The cost of those services would be cheaper, faster, and keep the money in the local economy. That, coupled with Cloud skills for SME’s, would power our local economy.
Come up with a City Innovation Hub
Create a physical and virtual space that allows interaction between all city dwellers. Whether ratepayer, business, local, or central government. A place where solutions can be offered and tested by the community and new ideas can be come up with.
Free wireless everywhere, all the time
The CBD wireless project has given us some valuable statistics about how people will utilise such a network. When you travel overseas it is unusual in large cities to find dead spots or pay for wireless only zones. Even places like Ho Chi Minh have free wireless across large parts of the central city and at speeds that are five times our standard broadband.
It allows people to easily and cheaply utilise the Internet wherever they are. It also allows ratepayers who can’t afford direct access to the Internet privately, the ability to go online and learn, the ability to connect to the city.
The problems with UFB
It’s roll-out is far too slow. I live within two suburbs of the city and there is no date for my house to be able to be connected. At least, not between now and 2018.

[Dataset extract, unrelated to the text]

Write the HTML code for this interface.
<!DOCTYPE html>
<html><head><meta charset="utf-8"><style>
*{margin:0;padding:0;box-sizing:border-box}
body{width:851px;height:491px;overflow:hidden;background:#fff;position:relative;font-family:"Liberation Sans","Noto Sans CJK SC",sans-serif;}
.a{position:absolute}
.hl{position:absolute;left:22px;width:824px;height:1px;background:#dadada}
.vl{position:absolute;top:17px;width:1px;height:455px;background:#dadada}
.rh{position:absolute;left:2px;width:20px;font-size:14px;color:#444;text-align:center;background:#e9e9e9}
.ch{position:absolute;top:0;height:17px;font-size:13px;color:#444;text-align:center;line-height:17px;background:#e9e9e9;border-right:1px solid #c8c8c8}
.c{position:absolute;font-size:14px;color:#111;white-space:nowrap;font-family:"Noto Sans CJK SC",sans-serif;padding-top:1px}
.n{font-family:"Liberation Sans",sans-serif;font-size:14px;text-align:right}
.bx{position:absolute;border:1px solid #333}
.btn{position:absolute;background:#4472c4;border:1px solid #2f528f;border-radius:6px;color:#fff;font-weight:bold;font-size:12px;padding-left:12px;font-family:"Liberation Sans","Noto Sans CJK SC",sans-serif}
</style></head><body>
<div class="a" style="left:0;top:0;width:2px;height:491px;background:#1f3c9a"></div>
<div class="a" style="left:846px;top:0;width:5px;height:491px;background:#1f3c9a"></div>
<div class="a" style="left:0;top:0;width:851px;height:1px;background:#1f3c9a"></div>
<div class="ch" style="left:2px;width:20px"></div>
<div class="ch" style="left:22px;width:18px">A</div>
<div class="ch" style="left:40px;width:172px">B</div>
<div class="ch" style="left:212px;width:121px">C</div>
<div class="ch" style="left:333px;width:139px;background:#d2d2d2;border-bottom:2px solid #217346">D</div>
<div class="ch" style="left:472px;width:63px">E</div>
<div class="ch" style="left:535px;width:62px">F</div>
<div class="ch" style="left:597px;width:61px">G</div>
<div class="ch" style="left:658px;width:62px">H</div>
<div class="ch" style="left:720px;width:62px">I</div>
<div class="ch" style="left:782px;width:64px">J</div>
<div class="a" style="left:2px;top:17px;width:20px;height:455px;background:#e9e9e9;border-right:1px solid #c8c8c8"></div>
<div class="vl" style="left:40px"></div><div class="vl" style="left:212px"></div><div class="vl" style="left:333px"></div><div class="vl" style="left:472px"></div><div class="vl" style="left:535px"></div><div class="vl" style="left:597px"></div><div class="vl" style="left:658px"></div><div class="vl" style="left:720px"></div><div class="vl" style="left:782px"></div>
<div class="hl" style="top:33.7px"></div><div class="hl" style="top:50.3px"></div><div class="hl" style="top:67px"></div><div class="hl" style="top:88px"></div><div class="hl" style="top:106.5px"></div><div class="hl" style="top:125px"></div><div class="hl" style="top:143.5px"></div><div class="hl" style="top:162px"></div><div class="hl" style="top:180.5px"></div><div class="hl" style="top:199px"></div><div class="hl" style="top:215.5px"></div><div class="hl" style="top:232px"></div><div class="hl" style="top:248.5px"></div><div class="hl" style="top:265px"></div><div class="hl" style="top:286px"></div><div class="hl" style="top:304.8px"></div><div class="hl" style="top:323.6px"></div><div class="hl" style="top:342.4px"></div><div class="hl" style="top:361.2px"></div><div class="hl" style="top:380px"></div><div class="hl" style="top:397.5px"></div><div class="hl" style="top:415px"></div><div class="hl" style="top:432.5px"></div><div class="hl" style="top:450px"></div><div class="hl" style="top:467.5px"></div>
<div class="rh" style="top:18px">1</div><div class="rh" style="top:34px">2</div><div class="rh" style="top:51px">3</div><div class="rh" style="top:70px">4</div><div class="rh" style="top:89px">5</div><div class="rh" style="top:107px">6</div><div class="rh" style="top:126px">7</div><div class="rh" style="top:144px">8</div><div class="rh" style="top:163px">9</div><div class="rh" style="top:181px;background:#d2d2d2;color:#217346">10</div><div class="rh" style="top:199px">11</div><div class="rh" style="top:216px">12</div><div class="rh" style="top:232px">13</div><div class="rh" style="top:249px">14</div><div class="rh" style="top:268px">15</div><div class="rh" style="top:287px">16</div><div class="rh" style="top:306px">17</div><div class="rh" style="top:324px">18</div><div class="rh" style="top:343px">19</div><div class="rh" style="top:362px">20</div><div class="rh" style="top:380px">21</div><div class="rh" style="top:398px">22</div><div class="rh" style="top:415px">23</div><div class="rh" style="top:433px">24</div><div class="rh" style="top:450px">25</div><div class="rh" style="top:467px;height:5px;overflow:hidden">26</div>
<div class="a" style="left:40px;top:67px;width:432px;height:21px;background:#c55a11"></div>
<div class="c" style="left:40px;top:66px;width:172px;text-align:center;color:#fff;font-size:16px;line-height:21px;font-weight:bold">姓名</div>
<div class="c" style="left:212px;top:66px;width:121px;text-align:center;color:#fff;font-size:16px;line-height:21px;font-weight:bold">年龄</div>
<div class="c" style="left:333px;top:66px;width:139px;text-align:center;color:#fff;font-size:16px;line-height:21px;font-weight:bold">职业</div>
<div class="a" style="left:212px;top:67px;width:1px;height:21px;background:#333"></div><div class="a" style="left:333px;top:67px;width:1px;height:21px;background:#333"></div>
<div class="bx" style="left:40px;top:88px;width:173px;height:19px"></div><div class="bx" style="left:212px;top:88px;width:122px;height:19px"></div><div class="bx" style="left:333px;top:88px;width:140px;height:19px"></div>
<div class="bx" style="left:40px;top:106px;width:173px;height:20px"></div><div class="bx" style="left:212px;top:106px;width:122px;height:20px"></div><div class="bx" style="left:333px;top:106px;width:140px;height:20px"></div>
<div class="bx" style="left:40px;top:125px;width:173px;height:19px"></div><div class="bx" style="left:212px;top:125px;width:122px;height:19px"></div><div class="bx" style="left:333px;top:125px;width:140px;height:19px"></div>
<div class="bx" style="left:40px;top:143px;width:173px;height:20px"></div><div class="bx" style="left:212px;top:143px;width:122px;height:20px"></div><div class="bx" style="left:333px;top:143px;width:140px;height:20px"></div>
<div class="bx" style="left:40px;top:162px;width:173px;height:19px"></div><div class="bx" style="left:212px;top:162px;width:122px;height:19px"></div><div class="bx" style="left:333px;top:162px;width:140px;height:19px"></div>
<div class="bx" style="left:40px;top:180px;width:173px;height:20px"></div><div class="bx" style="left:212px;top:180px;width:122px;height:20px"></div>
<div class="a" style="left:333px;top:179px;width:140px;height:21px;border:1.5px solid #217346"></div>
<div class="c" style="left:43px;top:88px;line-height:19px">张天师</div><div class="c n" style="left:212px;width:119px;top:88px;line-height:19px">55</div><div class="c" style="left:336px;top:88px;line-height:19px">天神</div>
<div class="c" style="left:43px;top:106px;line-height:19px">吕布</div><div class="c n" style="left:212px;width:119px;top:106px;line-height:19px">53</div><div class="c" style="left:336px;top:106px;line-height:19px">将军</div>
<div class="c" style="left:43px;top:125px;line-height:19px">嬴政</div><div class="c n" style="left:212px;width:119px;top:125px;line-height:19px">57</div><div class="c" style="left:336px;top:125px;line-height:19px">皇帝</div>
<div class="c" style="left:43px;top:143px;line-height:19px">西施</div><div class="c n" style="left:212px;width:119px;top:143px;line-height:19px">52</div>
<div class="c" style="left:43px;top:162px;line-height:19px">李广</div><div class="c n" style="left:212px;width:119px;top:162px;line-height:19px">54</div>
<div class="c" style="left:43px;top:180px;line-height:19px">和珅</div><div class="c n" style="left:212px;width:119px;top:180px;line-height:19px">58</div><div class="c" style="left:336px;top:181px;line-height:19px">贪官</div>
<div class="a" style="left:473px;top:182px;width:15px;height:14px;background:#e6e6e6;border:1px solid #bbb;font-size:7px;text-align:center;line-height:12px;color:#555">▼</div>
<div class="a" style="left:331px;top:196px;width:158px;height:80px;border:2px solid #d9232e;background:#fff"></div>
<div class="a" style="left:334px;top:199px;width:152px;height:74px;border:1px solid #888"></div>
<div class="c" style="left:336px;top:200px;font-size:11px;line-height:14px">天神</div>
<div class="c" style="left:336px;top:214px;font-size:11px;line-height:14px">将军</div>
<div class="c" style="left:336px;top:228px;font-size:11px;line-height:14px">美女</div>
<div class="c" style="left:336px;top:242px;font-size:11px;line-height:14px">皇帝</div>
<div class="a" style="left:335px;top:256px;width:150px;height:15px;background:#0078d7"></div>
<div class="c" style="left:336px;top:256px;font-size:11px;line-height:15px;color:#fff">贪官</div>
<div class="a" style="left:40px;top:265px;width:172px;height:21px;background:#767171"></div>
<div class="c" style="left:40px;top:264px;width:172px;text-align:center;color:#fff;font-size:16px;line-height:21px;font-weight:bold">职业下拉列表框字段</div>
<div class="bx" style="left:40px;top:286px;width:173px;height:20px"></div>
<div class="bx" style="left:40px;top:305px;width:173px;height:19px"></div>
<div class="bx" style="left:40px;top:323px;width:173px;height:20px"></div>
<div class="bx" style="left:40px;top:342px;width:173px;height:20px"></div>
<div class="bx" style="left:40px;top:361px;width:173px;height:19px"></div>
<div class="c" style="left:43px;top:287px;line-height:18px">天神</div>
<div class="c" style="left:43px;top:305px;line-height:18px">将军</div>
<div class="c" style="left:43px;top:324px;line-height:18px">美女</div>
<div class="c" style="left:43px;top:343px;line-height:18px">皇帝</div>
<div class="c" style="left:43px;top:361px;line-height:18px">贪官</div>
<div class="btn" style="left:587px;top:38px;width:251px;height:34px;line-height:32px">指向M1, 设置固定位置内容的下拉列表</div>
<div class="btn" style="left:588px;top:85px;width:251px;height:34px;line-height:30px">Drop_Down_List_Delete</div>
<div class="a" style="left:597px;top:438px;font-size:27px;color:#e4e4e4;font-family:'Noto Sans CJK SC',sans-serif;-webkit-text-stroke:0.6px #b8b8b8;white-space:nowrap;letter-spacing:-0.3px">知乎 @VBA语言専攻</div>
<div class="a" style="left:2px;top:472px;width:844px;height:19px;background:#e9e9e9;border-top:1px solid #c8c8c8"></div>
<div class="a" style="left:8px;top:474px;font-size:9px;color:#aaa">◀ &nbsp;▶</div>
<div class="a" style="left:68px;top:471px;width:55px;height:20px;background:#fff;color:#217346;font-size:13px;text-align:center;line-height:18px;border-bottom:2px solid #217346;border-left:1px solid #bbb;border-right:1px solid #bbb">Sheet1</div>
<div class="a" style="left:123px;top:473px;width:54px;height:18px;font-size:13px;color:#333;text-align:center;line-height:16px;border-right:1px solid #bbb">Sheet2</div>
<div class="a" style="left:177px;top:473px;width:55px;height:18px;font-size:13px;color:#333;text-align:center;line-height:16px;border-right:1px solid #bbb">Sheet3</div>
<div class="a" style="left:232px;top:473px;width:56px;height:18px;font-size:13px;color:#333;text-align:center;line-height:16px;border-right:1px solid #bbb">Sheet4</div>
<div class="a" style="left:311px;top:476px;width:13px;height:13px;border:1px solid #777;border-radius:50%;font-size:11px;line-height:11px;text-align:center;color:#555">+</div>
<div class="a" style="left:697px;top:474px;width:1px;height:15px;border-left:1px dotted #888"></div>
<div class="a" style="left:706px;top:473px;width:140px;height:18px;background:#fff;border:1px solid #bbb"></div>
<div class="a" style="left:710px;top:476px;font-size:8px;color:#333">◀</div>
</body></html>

The roll-out has to be sped up. Data is growing so rapidly that if we don’t get UFB quicker, then we’ll end up with an online traffic jam like we have today with our roads. Two stats show that every year, a household doubles its data usage and that within two-years; Cloud based ICT data will increase twelve-fold.
As an interim measure the city would be better to partner with a Citilink, who already has a massive fiber network around the region, and a good solid wireless provider who could put up wireless hot-spots to cover the city in a high-speed wireless grid.
Waiting for UFB is like waiting for Transmission Gully.
No one is standing up and making this happen or advocating it. We need industry and community leaders to start working together to make these ideas coalesce and move.